Dataset excerpt:
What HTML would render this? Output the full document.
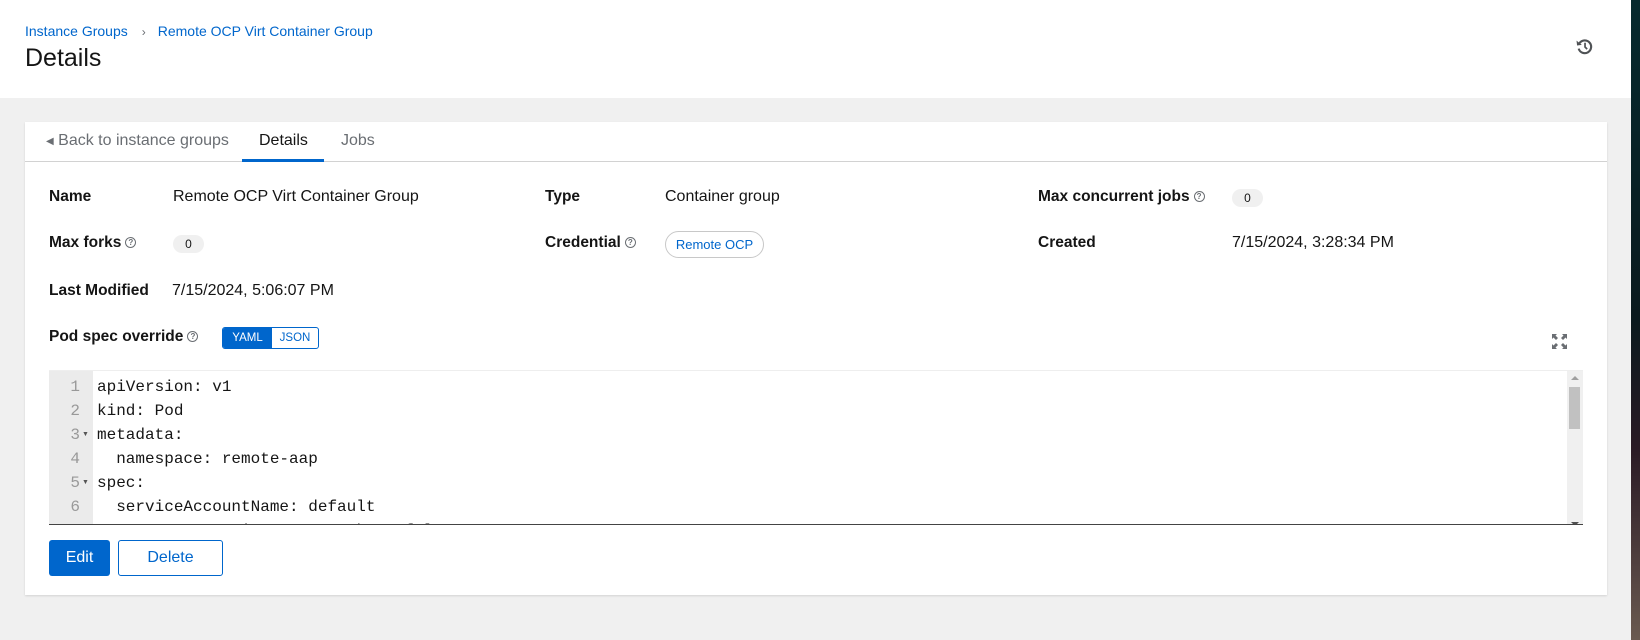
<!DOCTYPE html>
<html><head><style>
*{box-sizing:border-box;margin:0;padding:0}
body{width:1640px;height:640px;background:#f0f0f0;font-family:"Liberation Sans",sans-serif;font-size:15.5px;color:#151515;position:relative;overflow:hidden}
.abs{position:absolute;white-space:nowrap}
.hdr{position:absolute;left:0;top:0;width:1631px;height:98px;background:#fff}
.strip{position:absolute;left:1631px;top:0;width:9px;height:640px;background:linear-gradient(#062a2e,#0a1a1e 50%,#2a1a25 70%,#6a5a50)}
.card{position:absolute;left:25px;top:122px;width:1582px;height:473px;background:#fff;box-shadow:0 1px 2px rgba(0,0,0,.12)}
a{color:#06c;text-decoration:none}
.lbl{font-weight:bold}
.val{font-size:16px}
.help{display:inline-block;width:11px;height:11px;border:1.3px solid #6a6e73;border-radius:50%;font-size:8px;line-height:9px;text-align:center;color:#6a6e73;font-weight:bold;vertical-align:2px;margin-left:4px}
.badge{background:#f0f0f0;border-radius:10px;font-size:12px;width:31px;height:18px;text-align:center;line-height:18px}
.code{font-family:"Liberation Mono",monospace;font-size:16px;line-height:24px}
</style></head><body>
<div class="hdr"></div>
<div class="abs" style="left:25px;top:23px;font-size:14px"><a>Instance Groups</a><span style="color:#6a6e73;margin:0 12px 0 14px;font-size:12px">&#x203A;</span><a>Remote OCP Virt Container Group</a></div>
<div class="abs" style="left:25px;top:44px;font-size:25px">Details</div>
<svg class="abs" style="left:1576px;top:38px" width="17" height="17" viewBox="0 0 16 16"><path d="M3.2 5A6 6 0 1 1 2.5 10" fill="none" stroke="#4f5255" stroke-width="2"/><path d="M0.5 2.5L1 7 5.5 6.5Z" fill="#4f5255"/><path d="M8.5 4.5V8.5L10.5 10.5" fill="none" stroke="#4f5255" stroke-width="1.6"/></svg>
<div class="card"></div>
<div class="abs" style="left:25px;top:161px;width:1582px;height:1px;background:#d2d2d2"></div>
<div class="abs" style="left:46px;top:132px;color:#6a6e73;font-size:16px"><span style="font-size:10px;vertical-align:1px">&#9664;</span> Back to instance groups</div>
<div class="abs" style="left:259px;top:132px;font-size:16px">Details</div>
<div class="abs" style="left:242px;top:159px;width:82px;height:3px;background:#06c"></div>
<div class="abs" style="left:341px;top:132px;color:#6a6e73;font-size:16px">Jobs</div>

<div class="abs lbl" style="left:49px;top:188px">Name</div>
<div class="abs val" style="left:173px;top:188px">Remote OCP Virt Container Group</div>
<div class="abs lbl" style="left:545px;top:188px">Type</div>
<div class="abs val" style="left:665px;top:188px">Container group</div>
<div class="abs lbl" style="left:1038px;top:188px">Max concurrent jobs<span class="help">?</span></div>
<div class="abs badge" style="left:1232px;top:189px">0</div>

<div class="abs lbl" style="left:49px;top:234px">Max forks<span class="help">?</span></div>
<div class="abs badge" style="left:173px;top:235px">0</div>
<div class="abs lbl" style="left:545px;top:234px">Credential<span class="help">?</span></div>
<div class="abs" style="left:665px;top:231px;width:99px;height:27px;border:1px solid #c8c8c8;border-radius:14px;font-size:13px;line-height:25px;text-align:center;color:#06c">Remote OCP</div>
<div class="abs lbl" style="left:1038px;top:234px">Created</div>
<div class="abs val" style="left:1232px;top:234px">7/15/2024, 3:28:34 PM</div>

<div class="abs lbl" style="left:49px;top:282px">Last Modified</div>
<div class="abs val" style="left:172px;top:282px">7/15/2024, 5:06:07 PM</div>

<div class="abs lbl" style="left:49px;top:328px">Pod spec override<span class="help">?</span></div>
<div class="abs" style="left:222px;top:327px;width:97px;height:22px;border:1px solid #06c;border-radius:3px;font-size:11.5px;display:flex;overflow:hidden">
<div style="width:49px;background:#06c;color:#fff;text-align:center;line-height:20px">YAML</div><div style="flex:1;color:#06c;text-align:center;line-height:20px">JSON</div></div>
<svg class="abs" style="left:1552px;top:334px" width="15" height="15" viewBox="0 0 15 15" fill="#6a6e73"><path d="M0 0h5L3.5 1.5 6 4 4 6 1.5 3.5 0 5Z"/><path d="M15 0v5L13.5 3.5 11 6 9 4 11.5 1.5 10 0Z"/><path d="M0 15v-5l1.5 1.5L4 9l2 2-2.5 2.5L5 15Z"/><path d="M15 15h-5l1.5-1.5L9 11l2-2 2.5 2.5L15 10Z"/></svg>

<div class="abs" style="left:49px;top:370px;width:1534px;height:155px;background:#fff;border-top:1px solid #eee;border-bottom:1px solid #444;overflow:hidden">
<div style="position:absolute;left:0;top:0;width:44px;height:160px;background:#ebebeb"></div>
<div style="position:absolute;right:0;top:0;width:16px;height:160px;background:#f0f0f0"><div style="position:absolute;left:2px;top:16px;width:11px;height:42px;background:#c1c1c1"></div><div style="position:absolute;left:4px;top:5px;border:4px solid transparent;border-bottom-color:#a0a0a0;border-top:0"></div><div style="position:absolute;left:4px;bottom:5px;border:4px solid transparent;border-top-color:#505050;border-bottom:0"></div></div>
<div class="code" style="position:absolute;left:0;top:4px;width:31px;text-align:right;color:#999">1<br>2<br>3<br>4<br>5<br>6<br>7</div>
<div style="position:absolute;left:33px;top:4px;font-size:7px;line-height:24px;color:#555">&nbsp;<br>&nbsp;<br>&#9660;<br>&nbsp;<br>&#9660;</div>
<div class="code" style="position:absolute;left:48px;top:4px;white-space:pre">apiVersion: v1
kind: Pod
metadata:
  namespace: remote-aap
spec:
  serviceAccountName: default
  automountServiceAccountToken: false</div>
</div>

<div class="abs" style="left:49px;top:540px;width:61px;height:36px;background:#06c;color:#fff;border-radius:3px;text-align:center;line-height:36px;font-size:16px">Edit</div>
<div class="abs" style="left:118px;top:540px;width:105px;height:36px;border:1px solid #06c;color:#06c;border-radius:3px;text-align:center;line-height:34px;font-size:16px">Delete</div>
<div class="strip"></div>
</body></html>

Request:
Copy the listing exactly. Any image in it stays out of the copy.

Response to this task:
What HTML would render this? Output the full document.
<!DOCTYPE html>
<html><head><style>
*{box-sizing:border-box;margin:0;padding:0}
body{width:1640px;height:640px;background:#f0f0f0;font-family:"Liberation Sans",sans-serif;font-size:15.5px;color:#151515;position:relative;overflow:hidden}
.abs{position:absolute;white-space:nowrap}
.hdr{position:absolute;left:0;top:0;width:1631px;height:98px;background:#fff}
.strip{position:absolute;left:1631px;top:0;width:9px;height:640px;background:linear-gradient(#062a2e,#0a1a1e 50%,#2a1a25 70%,#6a5a50)}
.card{position:absolute;left:25px;top:122px;width:1582px;height:473px;background:#fff;box-shadow:0 1px 2px rgba(0,0,0,.12)}
a{color:#06c;text-decoration:none}
.lbl{font-weight:bold}
.val{font-size:16px}
.help{display:inline-block;width:11px;height:11px;border:1.3px solid #6a6e73;border-radius:50%;font-size:8px;line-height:9px;text-align:center;color:#6a6e73;font-weight:bold;vertical-align:2px;margin-left:4px}
.badge{background:#f0f0f0;border-radius:10px;font-size:12px;width:31px;height:18px;text-align:center;line-height:18px}
.code{font-family:"Liberation Mono",monospace;font-size:16px;line-height:24px}
</style></head><body>
<div class="hdr"></div>
<div class="abs" style="left:25px;top:23px;font-size:14px"><a>Instance Groups</a><span style="color:#6a6e73;margin:0 12px 0 14px;font-size:12px">&#x203A;</span><a>Remote OCP Virt Container Group</a></div>
<div class="abs" style="left:25px;top:44px;font-size:25px">Details</div>
<svg class="abs" style="left:1576px;top:38px" width="17" height="17" viewBox="0 0 16 16"><path d="M3.2 5A6 6 0 1 1 2.5 10" fill="none" stroke="#4f5255" stroke-width="2"/><path d="M0.5 2.5L1 7 5.5 6.5Z" fill="#4f5255"/><path d="M8.5 4.5V8.5L10.5 10.5" fill="none" stroke="#4f5255" stroke-width="1.6"/></svg>
<div class="card"></div>
<div class="abs" style="left:25px;top:161px;width:1582px;height:1px;background:#d2d2d2"></div>
<div class="abs" style="left:46px;top:132px;color:#6a6e73;font-size:16px"><span style="font-size:10px;vertical-align:1px">&#9664;</span> Back to instance groups</div>
<div class="abs" style="left:259px;top:132px;font-size:16px">Details</div>
<div class="abs" style="left:242px;top:159px;width:82px;height:3px;background:#06c"></div>
<div class="abs" style="left:341px;top:132px;color:#6a6e73;font-size:16px">Jobs</div>

<div class="abs lbl" style="left:49px;top:188px">Name</div>
<div class="abs val" style="left:173px;top:188px">Remote OCP Virt Container Group</div>
<div class="abs lbl" style="left:545px;top:188px">Type</div>
<div class="abs val" style="left:665px;top:188px">Container group</div>
<div class="abs lbl" style="left:1038px;top:188px">Max concurrent jobs<span class="help">?</span></div>
<div class="abs badge" style="left:1232px;top:189px">0</div>

<div class="abs lbl" style="left:49px;top:234px">Max forks<span class="help">?</span></div>
<div class="abs badge" style="left:173px;top:235px">0</div>
<div class="abs lbl" style="left:545px;top:234px">Credential<span class="help">?</span></div>
<div class="abs" style="left:665px;top:231px;width:99px;height:27px;border:1px solid #c8c8c8;border-radius:14px;font-size:13px;line-height:25px;text-align:center;color:#06c">Remote OCP</div>
<div class="abs lbl" style="left:1038px;top:234px">Created</div>
<div class="abs val" style="left:1232px;top:234px">7/15/2024, 3:28:34 PM</div>

<div class="abs lbl" style="left:49px;top:282px">Last Modified</div>
<div class="abs val" style="left:172px;top:282px">7/15/2024, 5:06:07 PM</div>

<div class="abs lbl" style="left:49px;top:328px">Pod spec override<span class="help">?</span></div>
<div class="abs" style="left:222px;top:327px;width:97px;height:22px;border:1px solid #06c;border-radius:3px;font-size:11.5px;display:flex;overflow:hidden">
<div style="width:49px;background:#06c;color:#fff;text-align:center;line-height:20px">YAML</div><div style="flex:1;color:#06c;text-align:center;line-height:20px">JSON</div></div>
<svg class="abs" style="left:1552px;top:334px" width="15" height="15" viewBox="0 0 15 15" fill="#6a6e73"><path d="M0 0h5L3.5 1.5 6 4 4 6 1.5 3.5 0 5Z"/><path d="M15 0v5L13.5 3.5 11 6 9 4 11.5 1.5 10 0Z"/><path d="M0 15v-5l1.5 1.5L4 9l2 2-2.5 2.5L5 15Z"/><path d="M15 15h-5l1.5-1.5L9 11l2-2 2.5 2.5L15 10Z"/></svg>

<div class="abs" style="left:49px;top:370px;width:1534px;height:155px;background:#fff;border-top:1px solid #eee;border-bottom:1px solid #444;overflow:hidden">
<div style="position:absolute;left:0;top:0;width:44px;height:160px;background:#ebebeb"></div>
<div style="position:absolute;right:0;top:0;width:16px;height:160px;background:#f0f0f0"><div style="position:absolute;left:2px;top:16px;width:11px;height:42px;background:#c1c1c1"></div><div style="position:absolute;left:4px;top:5px;border:4px solid transparent;border-bottom-color:#a0a0a0;border-top:0"></div><div style="position:absolute;left:4px;bottom:5px;border:4px solid transparent;border-top-color:#505050;border-bottom:0"></div></div>
<div class="code" style="position:absolute;left:0;top:4px;width:31px;text-align:right;color:#999">1<br>2<br>3<br>4<br>5<br>6<br>7</div>
<div style="position:absolute;left:33px;top:4px;font-size:7px;line-height:24px;color:#555">&nbsp;<br>&nbsp;<br>&#9660;<br>&nbsp;<br>&#9660;</div>
<div class="code" style="position:absolute;left:48px;top:4px;white-space:pre">apiVersion: v1
kind: Pod
metadata:
  namespace: remote-aap
spec:
  serviceAccountName: default
  automountServiceAccountToken: false</div>
</div>

<div class="abs" style="left:49px;top:540px;width:61px;height:36px;background:#06c;color:#fff;border-radius:3px;text-align:center;line-height:36px;font-size:16px">Edit</div>
<div class="abs" style="left:118px;top:540px;width:105px;height:36px;border:1px solid #06c;color:#06c;border-radius:3px;text-align:center;line-height:34px;font-size:16px">Delete</div>
<div class="strip"></div>
</body></html>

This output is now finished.